Stratum 1. While cleaning the section, the western side of the mosque’s eastern wall was exposed. The wall (length 13 m, max. preserved height 2.5 m) was built of roughly hewn, medium-sized stones. Eight courses survived, as well as a foundation course that was set on bedrock in the south and on a gray soil fill mixed with stones in the north. The southern part of the wall (length 8 m) was the eastern wall of the prayer hall, whose southeastern corner was preserved. Three pilasters built of dressed stones were leaning against the wall and supported arches, which held the roof. The northern continuation of the wall (an additional 3 m) constituted the eastern wall of the corridor that continued north of the prayer hall. Next to the wall was a fill that extended up to the presumed elevation of the building’s floor, at the top of the foundation course and contained pottery vessels from the eighteenth and nineteenth centuries CE, among them Rashaya el-Fukhar Ware (Fig. 2:1, 2). The date of the potsherds coincided with the local tradition that referred to the mosque as El-‘Umri.
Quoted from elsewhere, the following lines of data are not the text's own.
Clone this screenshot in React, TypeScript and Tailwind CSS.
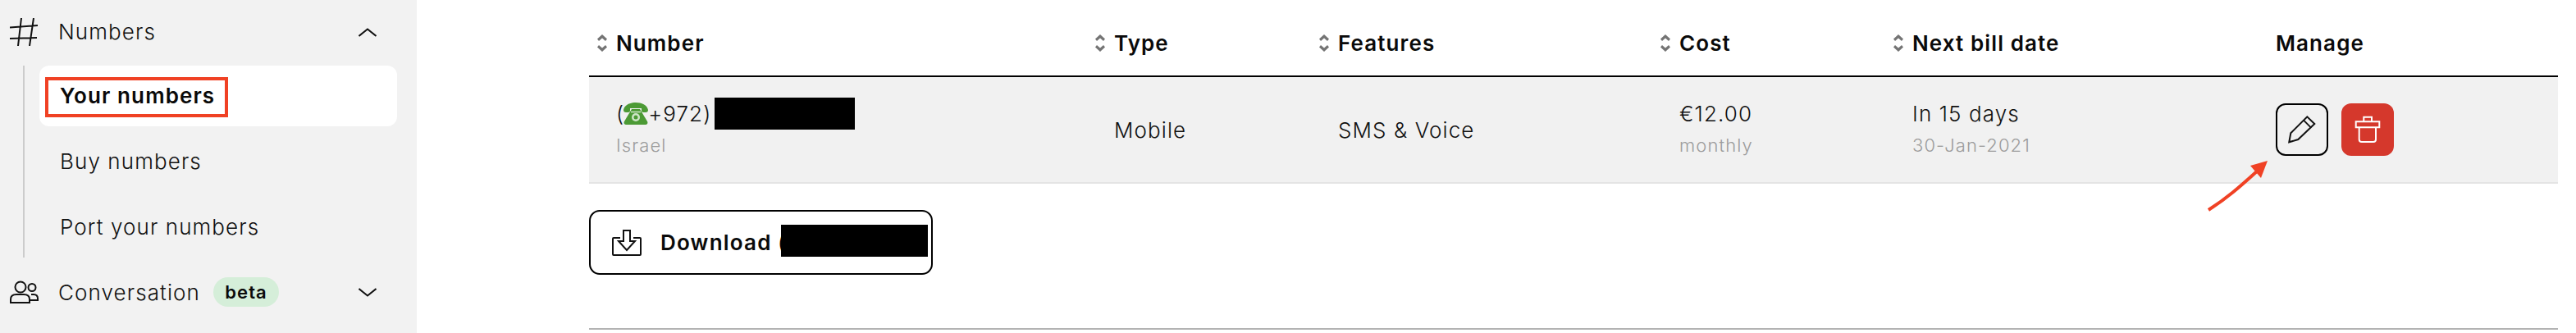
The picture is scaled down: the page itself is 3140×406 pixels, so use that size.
const columns = "grid grid-cols-[607px_273px_416px_284px_443px_1fr]";

function SortIcon() {
  return (
    <svg width="12" height="21" viewBox="0 0 12 21" className="shrink-0" fill="#747474">
      <path d="M6 0 12 5.5 10 8 6 4.5 2 8 0 5.5Z" />
      <path d="M6 21 0 15.5 2 13 6 16.5 10 13 12 15.5Z" />
    </svg>
  );
}

function HeaderCell({ label, sortable = true }: { label: string; sortable?: boolean }) {
  return (
    <div className={sortable ? "flex items-center gap-[11px] pl-[9px]" : "pl-8"}>
      {sortable && <SortIcon />}
      <span className="text-[26px] font-semibold tracking-[1.1px] text-[#0a0a0a]">{label}</span>
    </div>
  );
}

function TwoLine({ top, bottom }: { top: string; bottom: string }) {
  return (
    <div className="pl-8">
      <div className="text-[26px] leading-[39px] text-[#111]">{top}</div>
      <div className="text-[22px] leading-[39px] text-[#9c9c9c]">{bottom}</div>
    </div>
  );
}

function PhoneEmoji() {
  return (
    <svg width="30" height="27" viewBox="0 0 30 27" className="-ml-px shrink-0">
      <path d="M0 9C1 3 8 0 15 0s14 3 15 9c0 2-1 3-3 3h-3c-1 0-2-1-2-2V7H8v3c0 1-1 2-2 2H3c-2 0-3-1-3-3Z" fill="#4c9a35" />
      <path d="M10 8h10l9 15c1 2 0 4-2 4H3c-2 0-3-2-2-4Z" fill="#4c9a35" />
      <circle cx="15" cy="18" r="5" fill="#cfe5c8" />
      <circle cx="15" cy="18" r="2.5" fill="#4c9a35" />
      <path d="M9 11.5h12" stroke="#cfe5c8" strokeWidth="1.5" />
    </svg>
  );
}

function Chevron({ up }: { up?: boolean }) {
  return (
    <svg width="22" height="11" viewBox="0 0 22 11" fill="none" stroke="#111" strokeWidth="2">
      <path d={up ? "M0.5 10 11 1.5 21.5 10" : "M0.5 1 11 9.5 21.5 1"} />
    </svg>
  );
}

function HashIcon() {
  return (
    <svg width="34" height="34" viewBox="0 0 34 34" fill="none" stroke="#111" strokeWidth="2">
      <path d="M10 34 14 0M24 34 29 0M0 11.5 34 9M0 25 33 24" />
    </svg>
  );
}

function PeopleIcon() {
  return (
    <svg width="35" height="28" viewBox="0 0 35 28" fill="none" stroke="#111" strokeWidth="2">
      <circle cx="13" cy="8" r="6.5" />
      <circle cx="27" cy="8.5" r="4.5" />
      <path d="M1 27V23c0-4 3-6 7-6h9c4 0 7 2 7 6v4Z" />
      <path d="M26 17h3c3 0 5 2 5 5v2h-9" />
    </svg>
  );
}

function DownloadIcon() {
  return (
    <svg width="36" height="32" viewBox="0 0 36 32" fill="none" stroke="#111" strokeWidth="2">
      <path d="M10 10H2a1 1 0 0 0-1 1v19a1 1 0 0 0 1 1h32a1 1 0 0 0 1-1V11a1 1 0 0 0-1-1h-8" />
      <path d="M14 1h8v13h6l-10 11L8 14h6Z" />
    </svg>
  );
}

function PencilIcon() {
  return (
    <svg width="64" height="64" viewBox="0 0 64 64" fill="none" stroke="#111" strokeWidth="2">
      <path d="M16.3 47.3 18.3 36.3 38.3 16.3 47.3 25 27.3 44Z" />
      <path d="M34 20.6 43 29.6" />
    </svg>
  );
}

function TrashIcon() {
  return (
    <svg width="64" height="64" viewBox="0 0 64 64" fill="none" stroke="#fff" strokeWidth="2">
      <path d="M17.7 22.3H46.3V29.3H17.7Z" />
      <path d="M27.3 22.3V16.7H37V22.3" />
      <path d="M21.7 29.3V44a3 3 0 0 0 3 3H39a3 3 0 0 0 3-3V29.3" />
    </svg>
  );
}

function Sidebar() {
  return (
    <aside className="relative h-full w-[508px] shrink-0 bg-[#f2f2f2]">
      <div className="flex h-[78px] items-center pl-3 pr-[49px]">
        <HashIcon />
        <span className="ml-[25px] flex-1 pb-0.5 text-[26px] text-[#111]">Numbers</span>
        <Chevron up />
      </div>
      <div className="mt-0.5 ml-7 flex w-[456px] flex-col gap-1.5 border-l-2 border-[#cccccc] pl-[18px]">
        <div className="flex h-[74px] items-center rounded-xl bg-white pb-0.5 pl-[25px] text-[26px] font-semibold tracking-[1.1px] text-[#0a0a0a]">
          Your numbers
        </div>
        <div className="flex h-[74px] items-center pb-0.5 pl-[25px] text-[26px] text-[#111]">Buy numbers</div>
        <div className="flex h-[74px] items-center pb-0.5 pl-[25px] text-[26px] text-[#111]">Port your numbers</div>
      </div>
      <div className="mt-0.5 flex h-[80px] items-center pl-3 pr-[49px]">
        <PeopleIcon />
        <span className="ml-[24px] text-[26px] text-[#111]">Conversation</span>
        <span className="ml-[16px] flex h-9 w-20 items-center justify-center rounded-full bg-[#d5eed9] text-[22px] font-semibold text-[#0a0a0a]">
          beta
        </span>
        <span className="ml-auto">
          <Chevron />
        </span>
      </div>
      {/* red annotation round the active item */}
      <div className="absolute left-[55px] top-[94px] h-[49px] w-[223px] border-4 border-[#f04124]" />
    </aside>
  );
}

export default function App() {
  return (
    <div className="relative flex h-[406px] w-[3140px] overflow-hidden bg-white font-['Inter',sans-serif] font-light tracking-[1.1px]">
      <Sidebar />
      <main className="ml-[210px] w-[2400px] shrink-0">
        <div className={`${columns} h-[94px] items-center border-b-2 border-black pt-3 pl-px`}>
          <HeaderCell label="Number" />
          <HeaderCell label="Type" />
          <HeaderCell label="Features" />
          <HeaderCell label="Cost" />
          <HeaderCell label="Next bill date" />
          <HeaderCell label="Manage" sortable={false} />
        </div>
        <div className={`${columns} h-[130px] items-center border-b-2 border-[#e4e4e4] bg-[#f1f1f1] pl-px`}>
          <div className="pl-8">
            <div className="relative flex items-center text-[26px] leading-[39px] text-[#111]">
              <span>(</span>
              <PhoneEmoji />
              <span>+972)</span>
              <span className="absolute left-[120px] top-0 h-[39px] w-[171px] bg-black" />
            </div>
            <div className="text-[22px] leading-[39px] text-[#9c9c9c]">Israel</div>
          </div>
          <div className="pl-8 text-[26px] text-[#111]">Mobile</div>
          <div className="pl-8 text-[26px] text-[#111]">SMS &amp; Voice</div>
          <TwoLine top="€12.00" bottom="monthly" />
          <TwoLine top="In 15 days" bottom="30-Jan-2021" />
          <div className="flex gap-4 pl-8">
            <button className="size-16 rounded-xl border-2 border-black [&>svg]:-m-0.5">
              <PencilIcon />
            </button>
            <button className="size-16 rounded-xl bg-[#d5382c]">
              <TrashIcon />
            </button>
          </div>
        </div>
        <button className="relative mt-8 flex h-[79px] w-[419px] items-center gap-[23px] rounded-[13px] border-2 border-black bg-white pl-[26px] text-[26px] font-semibold tracking-[1.2px] text-[#0a0a0a]">
          <DownloadIcon />
          <span>Download (</span>
          <span className="absolute left-[232px] top-4 h-[39px] w-[179px] bg-black" />
        </button>
        <div className="mt-[65px] h-0.5 bg-[#b3b3b3]" />
      </main>
      {/* red annotation arrow pointing at the edit button */}
      <svg className="absolute left-[2680px] top-[190px]" width="100" height="80" viewBox="0 0 100 80" fill="none">
        <path d="M12 66C34 52 50 38 72 18" stroke="#f04124" strokeWidth="4" />
        <path d="M84 6 63 12 76 27Z" fill="#f04124" />
      </svg>
    </div>
  );
}
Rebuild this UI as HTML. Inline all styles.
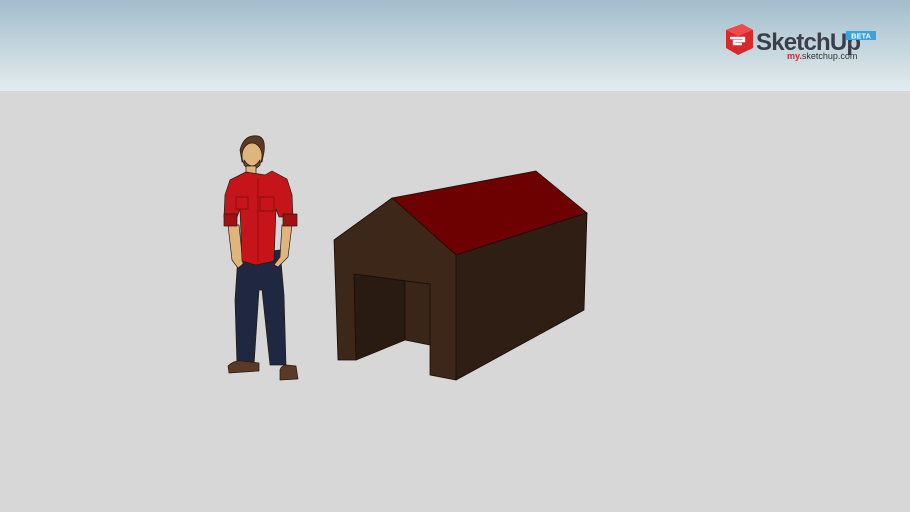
<!DOCTYPE html>
<html><head><style>
html,body{margin:0;padding:0;width:910px;height:512px;overflow:hidden}
body{background:#d7d7d7;position:relative;font-family:"Liberation Sans",sans-serif}
.sky{position:absolute;left:0;top:0;width:910px;height:91px;background:linear-gradient(#a2bdcc,#e3ecef)}
</style></head><body>
<div class="sky"></div>
<svg width="910" height="512" style="position:absolute;left:0;top:0">
 <g>
  <polygon points="726,30 742,24 753,30 753,48 738,55 726,48" fill="#d9272b"/>
  <polygon points="742,24 753,30 738,36 726,30" fill="#ef4a4c"/>
  <path d="M730,38 h14 v3 h-10 v3 h8" stroke="#fff" stroke-width="2.4" fill="none"/>
  <text x="756" y="50" font-size="24" font-weight="bold" fill="#3a3f4a" letter-spacing="-0.8">SketchUp</text>
  <rect x="846" y="31" width="30" height="9" fill="#3aa2dc"/>
  <text x="861" y="38.5" font-size="7.5" fill="#fff" text-anchor="middle" font-weight="bold">BETA</text>
  <text x="787" y="59" font-size="9" fill="#333"><tspan fill="#d9272b" font-weight="bold">my.</tspan>sketchup.com</text>
 </g>
 <!-- house -->
 <g stroke="#1a0e08" stroke-width="0.8" stroke-linejoin="round">
  <polygon points="392,198 536,171 587,213 456,255" fill="#6d0000"/>
  <polygon points="456,255 587,213 584,310 456,380" fill="#2e1e14"/>
  <polygon points="334,240 392,198 456,255 456,380 430,375 430,284 354,274 356,360 338,360" fill="#3c2719"/>
  <polygon points="354,274 405,281 405,340 356,360" fill="#2a1b12"/>
  <polygon points="405,281 430,284 430,345 405,340" fill="#3a2618"/>
 </g>
 <!-- person -->
 <g stroke="#2a1a10" stroke-width="0.7" stroke-linejoin="round">
  <path d="M240,150 q4,-16 18,-14 q8,2 6,16 l-2,10 l-20,0 z" fill="#5a3a26"/>
  <ellipse cx="252" cy="156" rx="10" ry="13" fill="#e0b57d"/>
  <path d="M244,160 q8,12 16,0 l0,5 q-8,9 -16,0z" fill="#6a4a36"/>
  <rect x="246" y="166" width="10" height="8" fill="#e0b57d"/>
  <!-- jeans -->
  <path d="M238,255 l-3,45 l2,65 l17,0 l5,-75 l3,0 l8,75 l16,0 l-2,-70 l-4,-45 z" fill="#1f2840"/>
  <!-- arms -->
  <path d="M228,225 l4,35 l6,8 l5,-4 l-4,-39z M282,225 l-2,32 l-6,8 l4,2 l10,-10 l4,-32z" fill="#e0b57d"/>
  <!-- shirt -->
  <path d="M246,172 l-16,8 l-5,15 l-1,22 l13,0 l3,-8 l2,52 l14,4 l18,-4 l2,-52 l3,8 l14,0 l-1,-22 l-5,-16 l-15,-8 l-7,4 z" fill="#c5151a"/>
  <rect x="224" y="214" width="13" height="12" fill="#a01015"/>
  <rect x="283" y="214" width="14" height="12" fill="#a01015"/>
  <path d="M258,178 l0,84" stroke="#7a0a0d" fill="none"/>
  <rect x="236" y="197" width="12" height="12" fill="none" stroke="#7a0a0d"/>
  <rect x="260" y="197" width="14" height="14" fill="none" stroke="#7a0a0d"/>
  <path d="M228,366 q6,-6 14,-5 l17,2 l0,8 l-30,2z" fill="#5a3a26"/>
  <path d="M280,370 q1,-4 6,-5 l10,1 l2,13 l-18,1z" fill="#5a3a26"/>
 </g>
</svg>
</body></html>
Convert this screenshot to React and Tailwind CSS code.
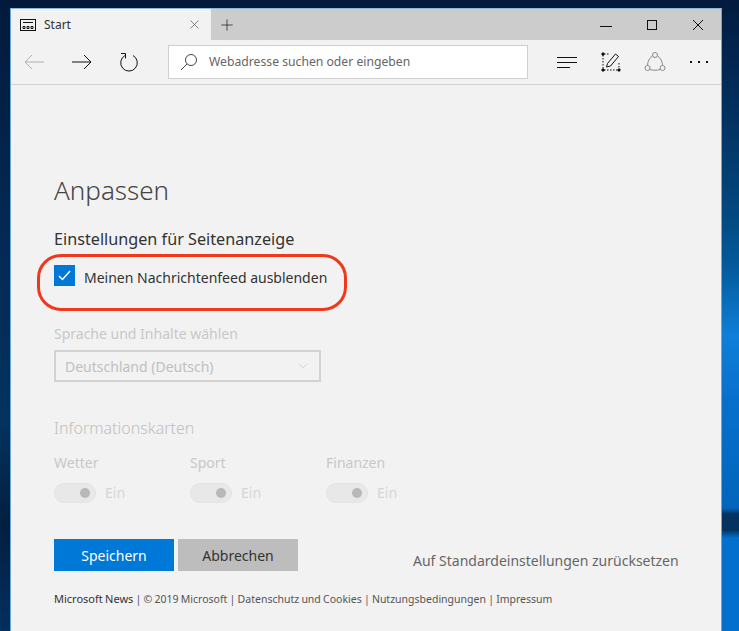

The name probably indicates that the mosque had been built during the rule of Daher el-‘Umar in the middle of the eighteenth century CE.

 

Stratum 2. Fragments of pottery vessels from the Mamluk period (thirteenth–fourteenth centuries CE; Fig. 2:3, 4) were discovered in an accumulation of gray soil mixed with medium-sized fieldstones below the foundations of the wall exposed in the vertical section. A small part (0.9 × 1.3 m, height 0.3 m) of a wall’s foundation course, built of roughly hewn medium-sized stones, was also ascribed to this stratum. The wall, oriented east–west, was founded on a thin layer of virgin soil that covered bedrock. The fills near the wall and in the rest of the excavation area contained fragments of pottery vessels from the Mamluk period (thirteenth–fourteenth centuries CE; Fig. 2:5, 6). It is, therefore apparent that the Ottoman-period mosque was built above a Mamluk structure.